I am using rdtsc and cpuid instructions (using volatile inline assembly instructions) to measure the CPU cycles of a program. The rdtsc instruction gives realistic results for my programs on Linux (with speed optimization -o2 -fomit-frame-pointer) and Windows (using speed optimization options C compiler for MS Visual Studio 2008 (I think its VC 9.0)).
Recently, I implemented a new program, which uses a lot of table-lookups and stuff like this. However, the rdtsc measurements of this program with gcc optimization on Linux always results in wrong measurements (very small number of CPU cycles) than I expect.
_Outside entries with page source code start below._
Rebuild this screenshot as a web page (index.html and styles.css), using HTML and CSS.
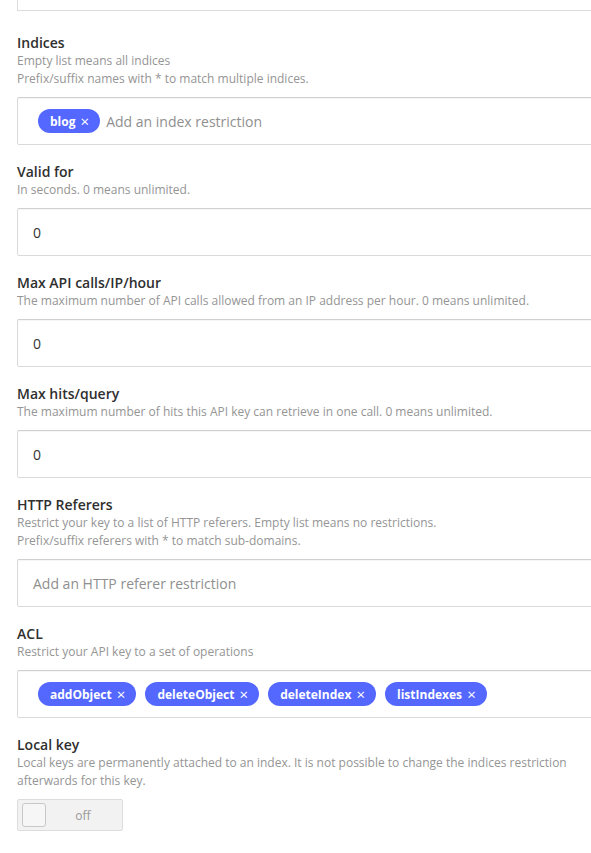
FILE: index.html
```html
<!DOCTYPE html>
<html lang="en">
<head>
<meta charset="utf-8">
<title>API key settings</title>
<link rel="stylesheet" href="styles.css">
</head>
<body>
<form class="panel">
  <div class="input-tail"></div>

  <div class="field field-first">
    <div class="label">Indices</div>
    <div class="help">Empty list means all indices</div>
    <div class="help">Prefix/suffix names with * to match multiple indices.</div>
    <div class="box tags">
      <span class="chip">blog <span class="x">×</span></span>
      <span class="placeholder">Add an index restriction</span>
    </div>
  </div>

  <div class="field">
    <div class="label">Valid for</div>
    <div class="help">In seconds. 0 means unlimited.</div>
    <div class="box text">0</div>
  </div>

  <div class="field">
    <div class="label">Max API calls/IP/hour</div>
    <div class="help">The maximum number of API calls allowed from an IP address per hour. 0 means unlimited.</div>
    <div class="box text">0</div>
  </div>

  <div class="field">
    <div class="label">Max hits/query</div>
    <div class="help">The maximum number of hits this API key can retrieve in one call. 0 means unlimited.</div>
    <div class="box text">0</div>
  </div>

  <div class="field">
    <div class="label">HTTP Referers</div>
    <div class="help">Restrict your key to a list of HTTP referers. Empty list means no restrictions.</div>
    <div class="help">Prefix/suffix referers with * to match sub-domains.</div>
    <div class="box text"><span class="placeholder">Add an HTTP referer restriction</span></div>
  </div>

  <div class="field">
    <div class="label">ACL</div>
    <div class="help">Restrict your API key to a set of operations</div>
    <div class="box tags">
      <span class="chip">addObject <span class="x">×</span></span>
      <span class="chip">deleteObject <span class="x">×</span></span>
      <span class="chip">deleteIndex <span class="x">×</span></span>
      <span class="chip">listIndexes <span class="x">×</span></span>
    </div>
  </div>

  <div class="field">
    <div class="label">Local key</div>
    <div class="help wrap">Local keys are permanently attached to an index. It is not possible to change the indices restriction afterwards for this key.</div>
    <div class="toggle">
      <span class="knob"></span>
      <span class="toggle-text">off</span>
    </div>
  </div>
</form>
</body>
</html>
```
FILE: styles.css
```css
html, body {
  margin: 0;
  padding: 0;
  overflow: hidden;
  background: #ffffff;
}

body {
  font-family: "Open Sans", "Liberation Sans", sans-serif;
  color: #333333;
}

.panel {
  padding: 0 0 22px 17px;
  border-bottom: 1px solid #e9e9e9;
  margin: 0;
}

.input-tail {
  height: 10px;
  border-left: 1px solid #dcdcdc;
  border-bottom: 1px solid #dcdcdc;
  margin-right: -30px;
}

.field {
  display: flex;
  flex-direction: column;
  margin-top: 18px;
}

.field-first {
  margin-top: 23px;
}

.label {
  font-size: 14px;
  font-weight: 600;
  line-height: 18px;
  color: #2f2f2f;
}

.help {
  font-size: 12px;
  line-height: 18px;
  color: #959595;
  white-space: nowrap;
}

.help.wrap {
  white-space: normal;
  padding-right: 20px;
}

.box {
  margin-top: 9px;
  margin-right: -30px;
  height: 48px;
  box-sizing: border-box;
  border: 1px solid #dadada;
  border-top-color: #d0d0d0;
  box-shadow: inset 0 1px 1px rgba(0, 0, 0, 0.04);
  border-radius: 2px;
  display: flex;
  align-items: center;
  background: #ffffff;
}

.text {
  padding-left: 15px;
  font-size: 14px;
  color: #333333;
}

.tags {
  padding-left: 20px;
  gap: 9px;
}

.placeholder {
  font-size: 14px;
  color: #8f8f8f;
}

.tags .placeholder {
  margin-left: -3px;
}

.chip {
  display: inline-flex;
  align-items: center;
  height: 24px;
  padding: 0 11px 0 12px;
  border-radius: 12px;
  background: #5468ff;
  color: #ffffff;
  font-size: 12px;
  font-weight: 700;
  white-space: pre;
}

.chip .x {
  font-weight: 400;
  font-size: 15px;
  line-height: 1;
  margin-left: 2px;
}

.toggle {
  margin-top: 9px;
  width: 106px;
  height: 32px;
  box-sizing: border-box;
  border: 1px solid #dddddd;
  border-radius: 2px;
  background: #f2f2f2;
  display: flex;
  align-items: center;
  padding-left: 4px;
}

.knob {
  width: 24px;
  height: 24px;
  box-sizing: border-box;
  border: 1px solid #c8c8c8;
  border-radius: 3px;
  background: #f6f6f6;
}

.toggle-text {
  flex: 1;
  text-align: center;
  font-size: 12px;
  color: #999999;
  padding-right: 2px;
}
```
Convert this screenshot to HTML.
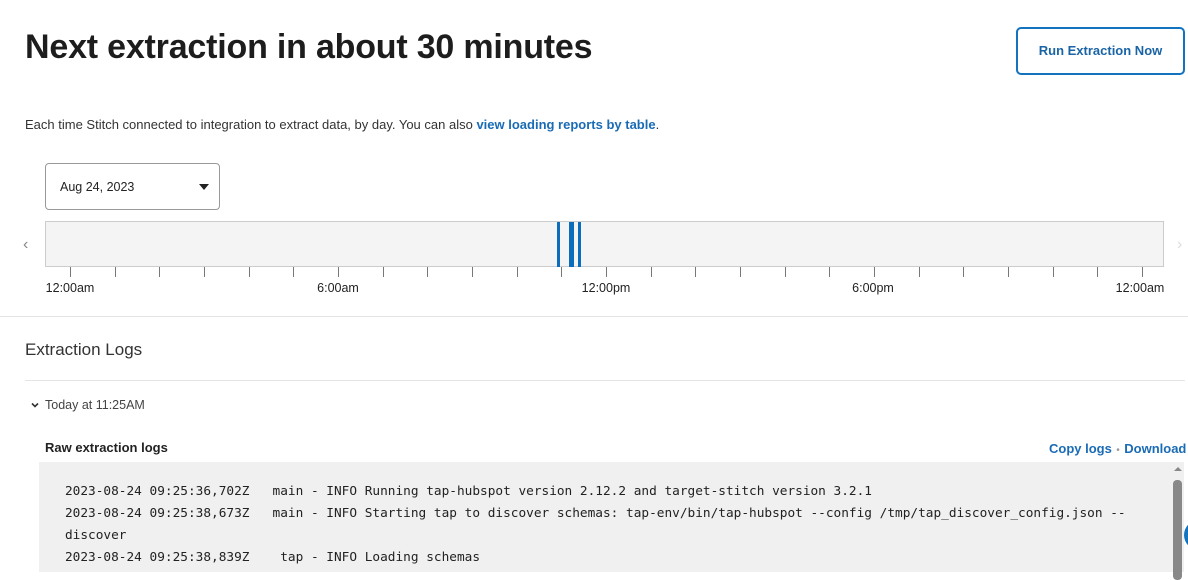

The rdtsc measurements of the same program while running on Windows (compiled with optimizations and compiler I mentioned above) are realistic and agree to out expectations.
My question is there any way gcc optimization move the volatile assembly instructions some where to produce the above mentioned behaviour?
My code for the timers is given below:
#define TIMER_VARS \
uint32 start_lo, start_hi; \
uint32 ticks_lo, ticks_hi
#define TIMER_START() \
__asm__ __volatile__ \
("rdtsc" \
: "=a" (start_lo), "=d" (start_hi) /* a = eax, d = edx*/ \
: /* no input parameters*/ \
: "%ebx", "%ecx", "memory")
#define TIMER_STOP() \
__asm__ __volatile__ \
("rdtsc" \
"\n subl %2, %%eax" \
"\n sbbl %3, %%edx" \
: "=&a" (ticks_lo), "=&d" (ticks_hi) \
: "g" (start_lo), "g" (start_hi) \
: "%ebx", "%ecx", "memory")
I would be very thankful if some body could suggest some ideas on this.
thanks,